The function internally calls either of disperse()
and
disperse2()
, but I recommend simply using the higher-level
disperse_total()
. Here are two basic examples:
# With an even total...
disperse_total(n = 70)
#> # A tibble: 12 × 2
#> n n_change
#> <dbl> <int>
#> 1 35 0
#> 2 35 0
#> 3 34 -1
#> 4 36 1
#> 5 33 -2
#> 6 37 2
#> 7 32 -3
#> 8 38 3
#> 9 31 -4
#> 10 39 4
#> 11 30 -5
#> 12 40 5
# ...and with an odd total:
disperse_total(n = 83)
#> # A tibble: 12 × 2
#> n n_change
#> <dbl> <int>
#> 1 41 0
#> 2 42 0
#> 3 40 -1
#> 4 43 1
#> 5 39 -2
#> 6 44 2
#> 7 38 -3
#> 8 45 3
#> 9 37 -4
#> 10 46 4
#> 11 36 -5
#> 12 47 5
Test for subsets, supersets, and equal sets
Starting with is_subset_of()
, scrutiny features a
distinctive family of predicate functions that test whether one vector
x
is a subset of another vector y
, whether
x
is a superset of y
(i.e. the reverse of a
subset), or whether x
and y
are equal
sets.
As a teaser: These functions are divided into three subgroups based
on the way the second vector, y
, is constituted.
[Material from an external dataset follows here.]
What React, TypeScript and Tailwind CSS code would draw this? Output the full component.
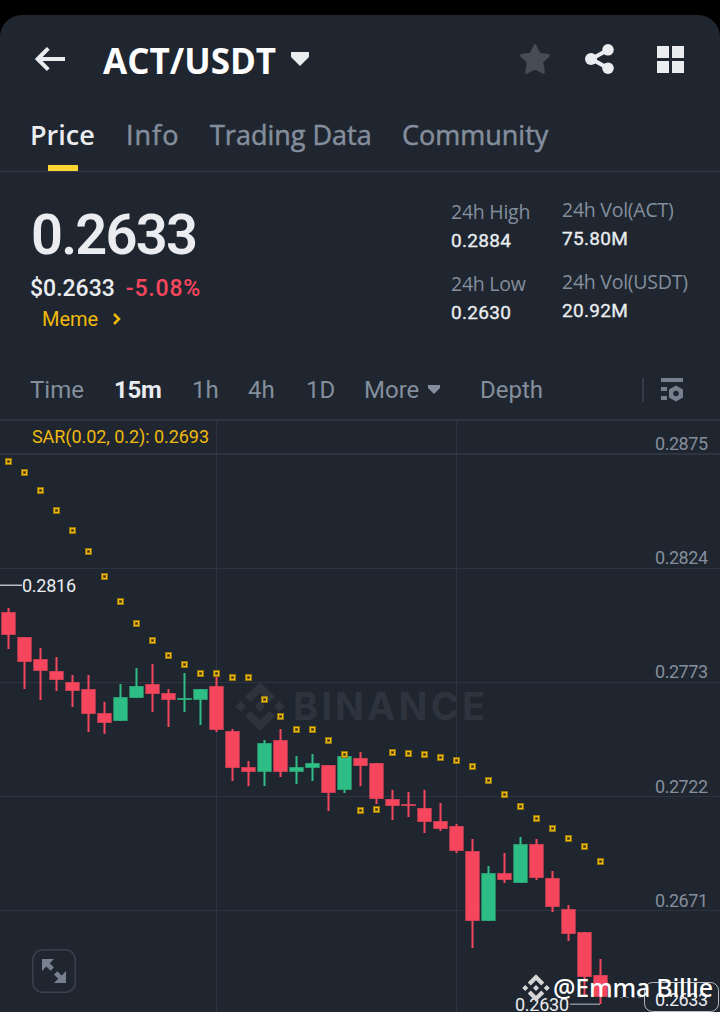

For
example, you might test if x
is a subset of multiple other
vectors taken together, or a superset of a vector y
that
consists of multiple values entered along with x
.
Functions from this family are not currently used as helpers inside other scrutiny functions, but that may well change. Use elsewhere is also conceivable.